Definition:Risk committee

🏢 Risk committee is a standing committee of an insurer's or reinsurer's board of directors charged with overseeing the organization's enterprise risk management framework, monitoring adherence to the risk appetite statement, and ensuring that material risks — whether underwriting, market, credit, operational, or emerging — are identified, measured, and governed appropriately. In many jurisdictions the existence of a dedicated risk committee is either mandated or strongly expected by regulators: Solvency II requires insurers to maintain a risk management function with board-level oversight, the NAIC's ORSA guidance assumes board engagement in risk governance, and Hong Kong's Insurance Authority has issued corporate governance standards that envision a similar structure.

🔍 The committee typically meets on a quarterly or more frequent basis, receiving reports from the chief risk officer, the chief actuary, the internal audit function, and line-of-business leaders. Its agenda covers a wide spectrum: reviewing catastrophe model outputs and aggregate exposures, stress-testing the investment portfolio under adverse scenarios, evaluating reinsurance program adequacy, scrutinizing reserve development trends, and assessing cyber, climate, and other emerging threats. In practice, the committee bridges the gap between granular technical analysis — produced by actuaries and risk modelers — and the strategic decisions made at board level. It may recommend changes to risk tolerances, approve new risk policies, or escalate breaches of risk limits for board action.

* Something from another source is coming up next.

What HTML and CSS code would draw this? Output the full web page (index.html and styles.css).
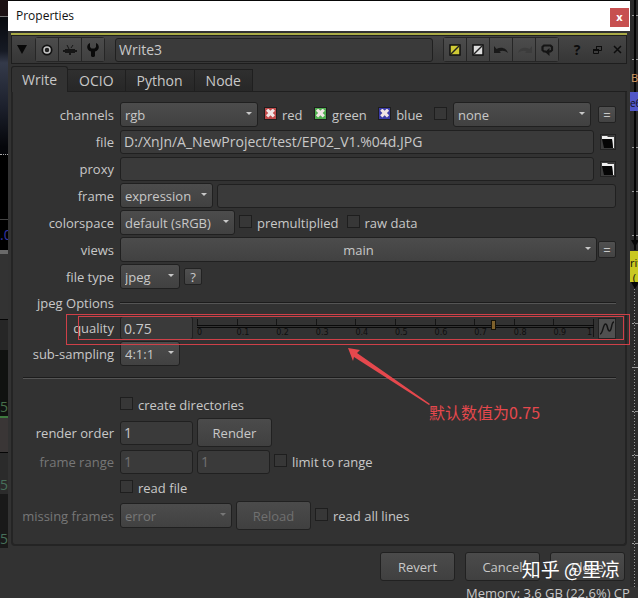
FILE: index.html
```html
<!DOCTYPE html>
<html lang="en">
<head>
    <meta charset="UTF-8">
    <meta name="viewport" content="width=device-width, initial-scale=1.0">
    <title>Properties</title>
    <link rel="stylesheet" href="styles.css">
</head>
<body>
    <div class="desktop">
        <div class="viewer-edge">
            <div class="band band-brown"></div>
            <div class="band band-image"></div>
            <div class="band band-black">.0</div>
            <div class="band band-bar"></div>
            <div class="band band-gray"></div>
            <div class="band band-dark"></div>
            <div class="band band-curve">5</div>
            <div class="band band-panel"></div>
            <div class="band band-low">5</div>
            <div class="band band-last">5</div>
        </div>

        <form class="dialog">
            <header class="titlebar">
                <h1>Properties</h1>
                <button type="button" class="close-btn" aria-label="Close window">x</button>
            </header>

            <div class="node">
                <div class="node-bar">
                    <button type="button" class="bare collapse" aria-label="Collapse">
                        <svg width="10" height="9" viewBox="0 0 10 9"><path d="M0 0h10L5 9z" fill="#080808"/></svg>
                    </button>
                    <div class="tool-group">
                        <button type="button" aria-label="Center node">
                            <svg width="12" height="12" viewBox="0 0 12 12"><circle cx="6" cy="6" r="4.500" fill="#222" stroke="#111" stroke-width="2"/><circle cx="6" cy="6" r="3" fill="none" stroke="#c4c4c4" stroke-width="1.500"/></svg>
                        </button>
                        <button type="button" aria-label="Input controls">
                            <svg width="14" height="12" viewBox="0 0 14 12"><path d="M2 5h10v4H2zM0 6h2v2H0zM12 6h2v2h-2zM6 9h2v2H6z" fill="#161616"/><path d="M4 1l2 4M10 1L8 4" stroke="#161616"/></svg>
                        </button>
                        <button type="button" aria-label="Node settings">
                            <svg width="12" height="14" viewBox="0 0 12 14"><path d="M3 0v4l1.500 1.500h3L9 4V0c2 1 2.800 2.500 2.800 4.200C11.800 6.500 10 8 8 8.500V13L7 14H5l-1-1V8.500C2 8 .2 6.500.2 4.200.2 2.500 1 1 3 0z" fill="#0a0a0a"/></svg>
                        </button>
                    </div>
                    <input type="text" class="node-name" aria-label="Node name" value="Write3">
                    <div class="tool-group">
                        <button type="button" aria-label="Node color">
                            <svg width="12" height="12" viewBox="0 0 12 12"><path d="M1 1h10v10H1z" fill="#d0cb35" stroke="#111" stroke-width="1.500"/><path d="M2 10l8-8" stroke="#222" stroke-width="1.500"/></svg>
                        </button>
                        <button type="button" aria-label="Interface color">
                            <svg width="12" height="12" viewBox="0 0 12 12"><path d="M1 1h10v10H1z" fill="#ddd" stroke="#111" stroke-width="1.500"/><path d="M2 10l8-8" stroke="#222" stroke-width="1.500"/></svg>
                        </button>
                        <button type="button" aria-label="Undo">
                            <svg width="15" height="10" viewBox="0 0 15 10"><path d="M0 1v7h7L5.500 6.500C8 5 11 5.500 14 8 13 3.500 7.500 1 2.500 4z" fill="#191919"/></svg>
                        </button>
                        <button type="button" aria-label="Redo" disabled>
                            <svg width="15" height="10" viewBox="0 0 15 10"><path d="M15 1v7H8l1.500-1.500C7 5 4 5.500 1 8 2 3.500 7.500 1 12.500 4z" fill="#3c3c3c"/></svg>
                        </button>
                        <button type="button" aria-label="Revert knobs">
                            <svg width="13" height="12" viewBox="0 0 13 12"><path d="M5 7.500H3L1.500 6V3L3 1.500h6.500L11 3v3L9.500 7.500H8" fill="none" stroke="#151515" stroke-width="2.200"/><path d="M8.500 4v8L4 8z" fill="#151515"/></svg>
                        </button>
                    </div>
                    <div class="window-tools">
                        <button type="button" class="bare help" aria-label="Help">?</button>
                        <button type="button" class="bare" aria-label="Float">
                            <svg width="9" height="10" viewBox="0 0 9 10"><path d="M3.500 4V1.500h5v4H6" fill="none" stroke="#0c0c0c"/><path d="M3 1h6v1H3z" fill="#0c0c0c"/><path d="M.5 4.500h5v4h-5z" fill="none" stroke="#0c0c0c"/><path d="M0 4h6v2H0z" fill="#0c0c0c"/></svg>
                        </button>
                        <button type="button" class="bare" aria-label="Close panel">
                            <svg width="9" height="9" viewBox="0 0 9 9"><path d="M1 1l7 7M8 1L1 8" stroke="#0c0c0c" stroke-width="1.500"/></svg>
                        </button>
                    </div>
                </div>

                <nav class="tabs">
                    <button type="button" class="tab active">Write</button>
                    <button type="button" class="tab">OCIO</button>
                    <button type="button" class="tab">Python</button>
                    <button type="button" class="tab">Node</button>
                    <span class="tab-fill"></span>
                </nav>

                <div class="panel">
                    <div class="row">
                        <label for="channels">channels</label>
                        <div class="field">
                            <span class="select wide"><select id="channels"><option>rgb</option></select></span>
                            <div class="channel-list">
                                <label class="check"><input type="checkbox" class="red" checked>red</label>
                                <label class="check"><input type="checkbox" class="green" checked>green</label>
                                <label class="check"><input type="checkbox" class="blue" checked>blue</label>
                                <input type="checkbox" aria-label="Extra channel">
                            </div>
                            <span class="select wide"><select aria-label="Extra channel layer"><option>none</option></select></span>
                            <button type="button" class="mini end" aria-label="Channel expression">=</button>
                        </div>
                    </div>
                    <div class="row">
                        <label for="file">file</label>
                        <div class="field spaced">
                            <input type="text" id="file" class="grow" value="D:/XnJn/A_NewProject/test/EP02_V1.%04d.JPG">
                            <button type="button" class="folder" aria-label="Browse file">
                                <svg width="14" height="14" viewBox="0 0 14 14"><path d="M1 1h5l1 1h6v11h-1L11 4H1z" fill="#eee"/><path d="M1 4h10l1 9H3z" fill="#050505"/></svg>
                            </button>
                        </div>
                    </div>
                    <div class="row">
                        <label for="proxy">proxy</label>
                        <div class="field spaced">
                            <input type="text" id="proxy" class="grow">
                            <button type="button" class="folder" aria-label="Browse proxy">
                                <svg width="14" height="14" viewBox="0 0 14 14"><path d="M1 1h5l1 1h6v11h-1L11 4H1z" fill="#eee"/><path d="M1 4h10l1 9H3z" fill="#050505"/></svg>
                            </button>
                        </div>
                    </div>
                    <div class="row">
                        <label for="frame">frame</label>
                        <div class="field">
                            <span class="select frame-mode"><select id="frame"><option>expression</option></select></span>
                            <input type="text" class="grow" aria-label="Frame expression">
                        </div>
                    </div>
                    <div class="row">
                        <label for="colorspace">colorspace</label>
                        <div class="field">
                            <span class="select colorspace"><select id="colorspace"><option>default (sRGB)</option></select></span>
                            <label class="check"><input type="checkbox">premultiplied</label>
                            <label class="check raw"><input type="checkbox">raw data</label>
                        </div>
                    </div>
                    <div class="row">
                        <label for="views">views</label>
                        <div class="field tight">
                            <span class="select grow centered"><select id="views"><option>main</option></select></span>
                            <button type="button" class="mini" aria-label="Split views">=</button>
                        </div>
                    </div>
                    <div class="row">
                        <label for="filetype">file type</label>
                        <div class="field">
                            <span class="select small"><select id="filetype"><option>jpeg</option></select></span>
                            <button type="button" class="mini">?</button>
                        </div>
                    </div>
                    <div class="row short">
                        <span class="row-title">jpeg Options</span>
                        <hr>
                    </div>
                    <div class="row short quality-row">
                        <label for="quality">quality</label>
                        <div class="field">
                            <input type="text" id="quality" class="number" value="0.75">
                            <div class="slider grow">
                                <div class="scale">
                                    <span>0</span><span>0.1</span><span>0.2</span><span>0.3</span><span>0.4</span>
                                    <span>0.5</span><span>0.6</span><span>0.7</span><span>0.8</span><span class="last">0.9<b>1</b></span>
                                </div>
                                <input type="range" min="0" max="1" step="0.01" value="0.75" aria-label="Quality slider">
                            </div>
                            <button type="button" class="curve" aria-label="Animation">
                                <svg width="16" height="16" viewBox="0 0 16 16"><path d="M1 14C4 14 4 4 6.500 4S8 11 10.500 11 12 2 15 2" fill="none" stroke="#151515" stroke-width="1.500"/></svg>
                            </button>
                        </div>
                        <div class="mark mark-outer"></div>
                        <div class="mark mark-inner"></div>
                        <div class="note">
                            <svg width="82" height="58" viewBox="0 0 82 58"><path d="M0 0l12 2-3 3 73 51-1 1L6 9l-1 4z" fill="#e5484d"/></svg>
                            <span lang="zh">默认数值为0.75</span>
                        </div>
                    </div>
                    <div class="row short">
                        <label for="sub">sub-sampling</label>
                        <div class="field">
                            <span class="select small"><select id="sub"><option>4:1:1</option></select></span>
                        </div>
                    </div>
                    <hr class="divider">
                    <div class="row short">
                        <div class="field indent">
                            <label class="check"><input type="checkbox">create directories</label>
                        </div>
                    </div>
                    <div class="row tall">
                        <label for="order">render order</label>
                        <div class="field">
                            <input type="text" id="order" class="number" value="1">
                            <button type="button" class="push">Render</button>
                        </div>
                    </div>
                    <div class="row">
                        <label for="first" class="off">frame range</label>
                        <div class="field">
                            <input type="text" id="first" class="number" value="1" disabled>
                            <input type="text" class="number" aria-label="Last frame" value="1" disabled>
                            <label class="check"><input type="checkbox">limit to range</label>
                        </div>
                    </div>
                    <div class="row short">
                        <div class="field indent">
                            <label class="check"><input type="checkbox">read file</label>
                        </div>
                    </div>
                    <div class="row tall">
                        <label for="missing" class="off">missing frames</label>
                        <div class="field">
                            <span class="select missing off"><select id="missing" disabled><option>error</option></select></span>
                            <button type="button" class="push" disabled>Reload</button>
                            <label class="check"><input type="checkbox">read all lines</label>
                        </div>
                    </div>
                </div>
            </div>

            <footer class="actions">
                <button type="button" class="push">Revert</button>
                <button type="button" class="push">Cancel</button>
                <button type="button" class="push">Close</button>
                <span class="watermark" lang="zh">知乎 @里凉</span>
            </footer>
        </form>

        <div class="graph-edge">
            <span class="wire"></span>
            <span class="graph-label">B</span>
            <span class="graph-node blue-node">e6</span>
            <span class="arrow arrow-a"></span>
            <span class="graph-node yellow-node">rit<br>&nbsp;(</span>
            <span class="arrow arrow-b"></span>
        </div>

        <div class="status">Memory: 3.6 GB (22.6%) CP</div>
    </div>
</body>
</html>
```

FILE: styles.css
```css
* {
    box-sizing: border-box;
}

body {
    margin: 0;
    background: #323232;
    color: #c8c8c8;
    font: 13px/18px "Open Sans", "Noto Sans", "Noto Sans CJK SC", sans-serif;
    overflow: hidden;
}

button,
input,
select {
    margin: 0;
    font: inherit;
    color: inherit;
}

button {
    display: flex;
    align-items: center;
    justify-content: center;
    padding: 0;
}

.desktop {
    display: grid;
    grid-template-columns: 8px minmax(0, 1fr) 8px;
    grid-template-rows: auto 11px;
    min-height: 100vh;
}

/* viewer and curve editor peeking out on the left */
.viewer-edge {
    overflow: hidden;
    font-size: 14px;
}

.band {
    display: flex;
    align-items: flex-end;
    justify-content: flex-start;
}

.band-brown {
    height: 17px;
    background: #1c1214;
    border-bottom: 1px solid #777;
}

.band-image {
    height: 138px;
    background: linear-gradient(#080a0e, #161a24 34px, #343a4a 46px, #1c202c 90px, #05060a 130px);
    border-bottom: 1px dotted #aaa;
}

.band-black {
    height: 95px;
    padding-bottom: 6px;
    background: linear-gradient(#000 64px, #444 64px, #444 65px, #000 65px);
    color: #3434a8;
}

.band-bar {
    height: 4px;
    background: #6a6a6a;
}

.band-gray {
    height: 66px;
    background: #333;
    border-bottom: 1px solid #050505;
}

.band-dark {
    height: 30px;
    background: #262626;
}

.band-curve {
    height: 68px;
    background: #101210;
    border-bottom: 2px solid #3e7a3e;
    color: #47704a;
}

.band-panel {
    height: 35px;
    background: #3a3636;
    border-bottom: 1px solid #050505;
}

.band-low {
    height: 41px;
    background: #2b2b2b;
    color: #47705a;
}

.band-last {
    height: 54px;
    background: #191919;
    color: #47705a;
}

/* dialog window */
.dialog {
    display: flex;
    flex-direction: column;
    border-top: 1px solid #080808;
    background: #323232;
}

.titlebar {
    display: flex;
    align-items: center;
    justify-content: space-between;
    height: 30px;
    padding: 0 1px 0 8px;
    background: #fff;
    color: #111;
}

.titlebar h1 {
    margin: 0;
    font-size: 12px;
    font-weight: normal;
}

.close-btn {
    width: 19px;
    height: 19px;
    margin-top: 3px;
    padding-bottom: 2px;
    border: 0;
    background: #c75050;
    color: #fff;
    font-size: 11px;
    font-weight: bold;
}

.node {
    margin: 2px 3px 0;
    border-top: 2px solid #a9aa46;
}

.node-bar {
    display: flex;
    align-items: center;
    height: 29px;
    border: 1px solid #1e1e1e;
    background: linear-gradient(#454545, #363636);
}

.bare {
    border: 0;
    background: none;
    color: #0c0c0c;
}

.collapse {
    width: 19px;
    margin-right: 4px;
}

.tool-group {
    display: flex;
    border: 1px solid #262626;
    border-radius: 3px;
}

.tool-group button {
    width: 23px;
    height: 23px;
    border: 0;
    border-right: 1px solid #262626;
    background: linear-gradient(#4c4c4c, #404040);
}

.tool-group button:last-child {
    width: 22px;
    border-right: 0;
}

input[type="text"] {
    min-width: 0;
    height: 24px;
    padding: 0 3px;
    border: 1px solid #202020;
    border-radius: 3px;
    background: #3a3a3a;
    font-size: 14px;
    outline: 0;
}

input[type="text"].node-name {
    flex: 1;
    margin: 0 10px;
}

.window-tools {
    display: flex;
    align-items: center;
    gap: 11px;
    padding: 0 4px 0 13px;
}

.help {
    width: 10px;
    font-size: 14px;
    font-weight: bold;
}

/* tabs */
.tabs {
    display: flex;
    align-items: flex-end;
    height: 28px;
    padding-top: 2px;
}

.tab {
    height: 23px;
    padding: 0 11px;
    border: 1px solid #1f1f1f;
    border-left: 0;
    background: linear-gradient(#2f2f2f, #272727);
    font-size: 14px;
}

.tab.active {
    height: 26px;
    padding: 0 10px;
    border-left: 1px solid #1f1f1f;
    border-bottom: 0;
    border-radius: 3px 3px 0 0;
    background: #323232;
}

.tab-fill {
    flex: 1;
    border-bottom: 1px solid #1f1f1f;
}

.panel {
    display: flex;
    flex-direction: column;
    gap: 2px;
    padding: 10px 9px 14px 0;
    border: 2px solid #242424;
    border-top: 0;
    border-radius: 0 0 4px 4px;
}

.row {
    display: grid;
    grid-template-columns: 101px minmax(0, 1fr);
    align-items: center;
    column-gap: 6px;
    height: 25px;
}

.row.short {
    height: 23px;
}

.row.tall {
    height: 29px;
}

.row > label,
.row-title {
    text-align: right;
    white-space: nowrap;
}

.row > .off,
.off {
    color: #777;
}

.field {
    display: flex;
    align-items: center;
    gap: 4px;
}

.field.tight {
    gap: 1px;
}

.field.spaced {
    gap: 6px;
}

.indent {
    grid-column: 2;
}

.grow {
    flex: 1;
}

.number {
    width: 73px;
}

input:disabled,
button:disabled {
    color: #707070;
}

/* drop-downs: the arrow shares the select's grid cell */
.select {
    display: inline-grid;
    align-items: center;
}

.select select,
.select::after {
    grid-area: 1 / 1;
}

.select select {
    width: 100%;
    height: 25px;
    padding: 0 4px;
    border: 1px solid #202020;
    border-radius: 3px;
    background: linear-gradient(#4c4c4c, #414141);
    appearance: none;
    opacity: 1;
}

.select::after {
    content: "";
    justify-self: end;
    margin: 0 6px 3px 0;
    border: 3px solid transparent;
    border-top-color: currentColor;
    border-bottom: 0;
    pointer-events: none;
}

.wide {
    width: 138px;
}

.frame-mode {
    width: 93px;
}

.colorspace {
    width: 115px;
}

.small {
    width: 60px;
}

.missing {
    width: 112px;
}

.centered select {
    text-align: center;
    text-align-last: center;
}

/* check boxes */
.check {
    display: flex;
    align-items: center;
    gap: 5px;
    white-space: nowrap;
}

.channel-list {
    display: flex;
    flex: 1;
    align-items: center;
    justify-content: space-between;
    padding: 0 2px;
}

.raw {
    margin-left: 4px;
}

input[type="checkbox"] {
    display: grid;
    place-items: center;
    width: 13px;
    height: 13px;
    margin-bottom: 3px;
    border: 1px solid #1e1e1e;
    background: #373737;
    appearance: none;
}

input[type="checkbox"]:checked::before {
    content: "";
    width: 9px;
    height: 9px;
    background: #f0e4e4;
    clip-path: polygon(25% 0, 50% 25%, 75% 0, 100% 25%, 75% 50%, 100% 75%, 75% 100%, 50% 75%, 25% 100%, 0 75%, 25% 50%, 0 25%);
}

input.red:checked {
    background: #c04a4a;
}

input.green:checked {
    background: #4fae4f;
}

input.blue:checked {
    background: #3c3ca8;
}

.mini {
    width: 18px;
    height: 17px;
    border: 1px solid #222;
    border-radius: 2px;
    background: linear-gradient(#505050, #434343);
}

.mini.end {
    margin-left: 3px;
}

.folder,
.curve {
    width: 16px;
    height: 16px;
    border: 1px solid #222;
    background: #3c3c3c;
}

.curve {
    width: 18px;
    height: 21px;
    background: #505050;
}

.push {
    width: 75px;
    height: 29px;
    border: 1px solid #212121;
    border-radius: 3px;
    background: linear-gradient(#4b4b4b, #404040);
}

hr {
    width: 100%;
    height: 2px;
    margin: 0;
    border: 0;
    border-top: 1px solid #1c1c1c;
    background: #555;
}

.divider {
    width: auto;
    margin: 11px 0 12px 10px;
}

/* quality slider */
.slider {
    display: grid;
    align-items: center;
    height: 22px;
}

.scale,
.slider input {
    grid-area: 1 / 1;
}

.scale {
    display: grid;
    grid-template-columns: repeat(10, 1fr);
    height: 18px;
    border-right: 1px solid #151515;
    color: #0e0e0e;
    font: 8px/9px "DejaVu Sans", sans-serif;
}

.scale span {
    display: flex;
    align-items: flex-end;
    background: linear-gradient(#151515, #151515) 0 0 / 1px 6px no-repeat;
}

.scale .last {
    justify-content: space-between;
    padding-right: 1px;
}

.scale b {
    font-weight: normal;
}

.slider input {
    width: 100%;
    height: 10px;
    margin-bottom: 6px;
    border-radius: 0;
    background: linear-gradient(#0a0a0a, #0a0a0a) 0 5px / 100% 1px no-repeat, linear-gradient(#0a0a0a, #0a0a0a) 0 7px / 100% 1px no-repeat;
    appearance: none;
}

.slider input::-webkit-slider-thumb {
    width: 5px;
    height: 10px;
    border: 1px solid #17130a;
    background: #80622c;
    appearance: none;
}

/* red marks drawn over the quality row */
.quality-row {
    position: relative;
}

.mark {
    position: absolute;
    border: 1px solid #cf4048;
    pointer-events: none;
}

.mark-outer {
    inset: -2px -14px -6px 53px;
}

.mark-inner {
    inset: 0 -8px -1px 65px;
}

.note {
    position: absolute;
    top: 32px;
    left: 335px;
    display: flex;
    align-items: flex-end;
    color: #e5484d;
    font-size: 16px;
    line-height: 20px;
    white-space: nowrap;
    pointer-events: none;
}

.note span {
    margin: 0 0 -16px -1px;
    font-family: "Noto Sans CJK SC", sans-serif;
}

/* dialog buttons */
.actions {
    position: relative;
    display: flex;
    justify-content: flex-end;
    gap: 10px;
    padding: 6px 5px 4px;
}

.watermark {
    position: absolute;
    right: 10px;
    bottom: 4px;
    color: #fff;
    font: 19px/24px "Noto Sans CJK SC", sans-serif;
    pointer-events: none;
}

/* node graph peeking out on the right */
.graph-edge {
    position: relative;
    overflow: hidden;
    background:
        repeating-linear-gradient(#999 0 1px, #2b2b2b 1px 3px) 4px 289px / 1px 300px no-repeat,
        repeating-linear-gradient(transparent 0 15px, #999 15px 16px, transparent 16px 44px) 2px 0 / 6px 100% no-repeat #2b2b2b;
    font-size: 11px;
}

.wire {
    position: absolute;
    top: 0;
    left: 4px;
    width: 2px;
    height: 250px;
    background: #050505;
}

.graph-label {
    position: absolute;
    top: 69px;
    left: 1px;
    color: #d69a60;
}

.graph-node {
    position: absolute;
    left: 0;
    width: 8px;
    overflow: hidden;
    color: #111;
    line-height: 15px;
}

.blue-node {
    top: 92px;
    height: 19px;
    padding-top: 4px;
    background: #5157c8;
    font-size: 10px;
}

.yellow-node {
    top: 251px;
    height: 31px;
    padding-top: 4px;
    background: #c9c821;
}

.arrow {
    position: absolute;
    left: 1px;
    border: 4px solid transparent;
    border-top: 7px solid #050505;
    border-bottom: 0;
}

.arrow-a {
    top: 240px;
}

.arrow-b {
    top: 282px;
}

.status {
    display: flex;
    grid-column: 1 / -1;
    align-items: center;
    height: 11px;
    padding-left: calc(100% - 172px);
    overflow: hidden;
    white-space: nowrap;
}
```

📈 Robust risk committee oversight has become a competitive differentiator, not merely a compliance checkbox. Insurers with engaged, well-informed risk committees tend to earn more favorable assessments from rating agencies, which evaluate governance quality as part of their financial strength rating methodologies — AM Best's ERM assessment, for example, explicitly considers board-level risk governance. Regulators, too, have sharpened their focus on committee effectiveness following high-profile insurance failures where boards were found to have inadequate visibility into risk accumulations. For organizations operating across multiple geographies, the risk committee also serves as the nexus for harmonizing risk management practices — ensuring that subsidiaries in Solvency II, C-ROSS, and other regimes are governed under a coherent global framework.